The memorial, a stone weighing 4 metric tons (8,818 pounds), was designed to call history into question: The National Party says the site, now a pig farm, was merely a labor camp and that Roma perished there through their own fault due to poor hygiene. Originally, the memorial was to say all this, but in the end the party had put a stone in place that said only, "to the victims" — a message that still didn't sit well with activists.

The nationalists gathered amid fluttering Czech flags and signs like "Let the pig farm stay" — the government has promised to buy and remove the farm out of deference to Roma — and took turns at the loudspeaker. Their supporters wore white armbands and stood gathered around in the frozen, white field near a hole in the ground, where the memorial rock had stood just days earlier.

Petra Edelmannová, the party's chairman, said, "It's a sad day when the word of Gypsy provocateurs has more weight than the words of historians."

Her voice was excited and shaking when she concluded: "We are giving the stone to the Gypsy bard Čeněk Růžička, so that he may use it as the founding stone of a new pig farm."

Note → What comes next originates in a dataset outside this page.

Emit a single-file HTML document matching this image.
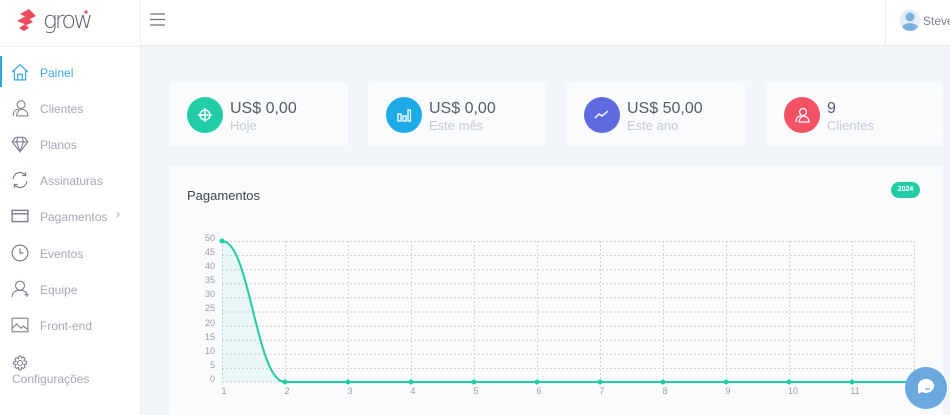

Unrest broke out when two protesters, including Markus Pape, leader of the Committee for the Compensation of the Romany Holocaust, entered the crowd, shouting "Death to Nazism!"

The police arrested Pape for causing a disturbance.

"You are the neo-Nazis," shouted some of the National Party supporters at the protesters. "You are the ones protesting a monument for the victims of the Holocaust."

After about an hour, the nationalists and their supporters, who by far outnumbered the Romany activists, marched in procession, waving Czech flags, and departed in a bus.

Anna Polaková, one of the people protesting the action, was outraged. "It's catastrophic. They know what happened here," she said. "Today it's just a march, but what will it be next time?"

The pig farm

Roma activists and civil rights groups and, most recently, the European Parliament, have been pushing for years to have the pig farm removed as a sign of respect to the tragedy that took place there. Prime Minister Jiří Paroubek promised to resolve the matter by the general election in June. But so far, the government has failed to make any headway in buying the property and removing the farm.

In an interview with The Prague Post several days before the gathering, Edelmannová said the unveiling of her party's memorial was to be the official start of the National Party's election campaign.

"We want to let people know that 800 million Kč [$33.74 million] of taxpayers' money will be wasted," Edelmannová said, referring to the price the owners of the pig farm are asking.

"We know from historical sources that the camp there was just a labor camp," she said.

It is this claim that has earned the party accusations of racism.

Meanwhile, the Interior Ministry has asked the police to start monitoring the activities of the National Party. The party, which has no seats in Parliament, could lose its registration if the police find proof that the party's platform includes racist ideology.